Members of IBM’s UK defined benefit (DB) pension scheme will be able to claim damages against it over the closure of the schemes, the High Court has ruled.
The technology organisation is seeking to appeal the latest decision in the case of IBM vs Dagleish, which it “respectfully” disagreed with, according to a letter to members from its director of HR Anne Conroy.
Mr Justice Warren previously found in April 2014 that IBM had failed to meet its legal obligations to members when it restructured its workplace pension scheme, known as ‘Project Waltz’, which included the closure of one of its DB pension schemes to future accrual, members agreeing to future pay increases being non-pensionable, and a new early retirement policy, under which IBM would largely stop consenting to enhanced early retirements.
The High Court held that in considering the scope of the ‘Imperial’, (after the case Imperial Group Pension Trust vs Imperial Tobacco) and contractual duty in relation to an employer’s exercise of powers under a pension scheme, the correct legal test for breach of that duty was one of ‘irrationality’ and ‘perversity’.
Mr Warren also found that IBM had misled members during the consultation process prior to closure, and said it had also implemented a restrictive early retirement policy.
Following an appeal by IBM, the judge has now ruled that the non-pensionability agreements (NPA) that had been signed by members to make future salary increases non-pensionable were unenforceable.

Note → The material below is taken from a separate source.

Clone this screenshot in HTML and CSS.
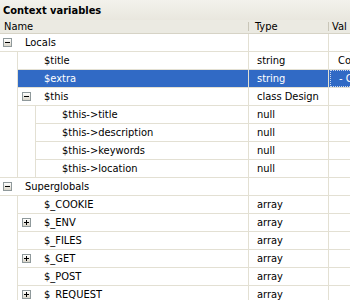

Employees who had not signed the NPAs were also granted the opportunity to seek damages to reflect the salary increases they would have received had IBM not implemented the changes.
It will be up to each of the employees to prove their losses on a case-by-case basis.
Furthermore, Mr Justice Warren also ruled that IBM would have to carry out a 60-day consultation before issuing a new exclusion notice, which could only have prospective effect, if it wanted to terminate further benefit accrual.
He said: “I have no reason to doubt that the implied duty of trust and confidence was wide enough to cover the breaches which I held in the judgment to exist. In my judgment, the members are entitled to a remedy for that breach. Their rights are not displaced by the statutory scheme.
“It follows in my view, as the trustee submits, that the members are entitled to claim the ordinary remedies for breach of contract. These remedies are not, in principle, restricted and may therefore extend to injunctive relief (if appropriate in accordance with established principles) as well as damages.”
The High Court also confirmed the existence of a related duty, owed to pension scheme members and beneficiaries.
The judgment will have substantial ramifications on businesses when they try to change employee benefits.
Fraser Younson, labour and employment partner at law firm Squire Patton Boggs, said: “This case highlights the fundamental importance that organisations must place on internal communications during a workplace consultation process.
“Employers need to be especially mindful of what they say to employees, particularly when they are trying to persuade them to take a certain action, so as not to undermine the trust the confidence with employees.
“Cost savings and arguments about ‘the bottom line’ might not be considered proper business justification for benefit changes, particularly when communication around such changes is found to be misleading.
“The employer’s breach of trust and confidence during the consultation process meant that this was, in the end, unenforceable.
“This means that employees will not be required to pay back those salary increases or even forgo them going forward. Staff might also now have a claim of equitable damages, requiring retroactive pension contributions for that higher salary.
“This is not the end of the road for this case. Firstly, Mr Justice Warren commented that he was not in a position to award damages to individuals. It was up to each of the employees to prove their losses on a case-by-case basis.
“Secondly, the judge seemingly dodged the issue of awarding exemplary damages for breach of contract, leaving that point to be argued for another time.”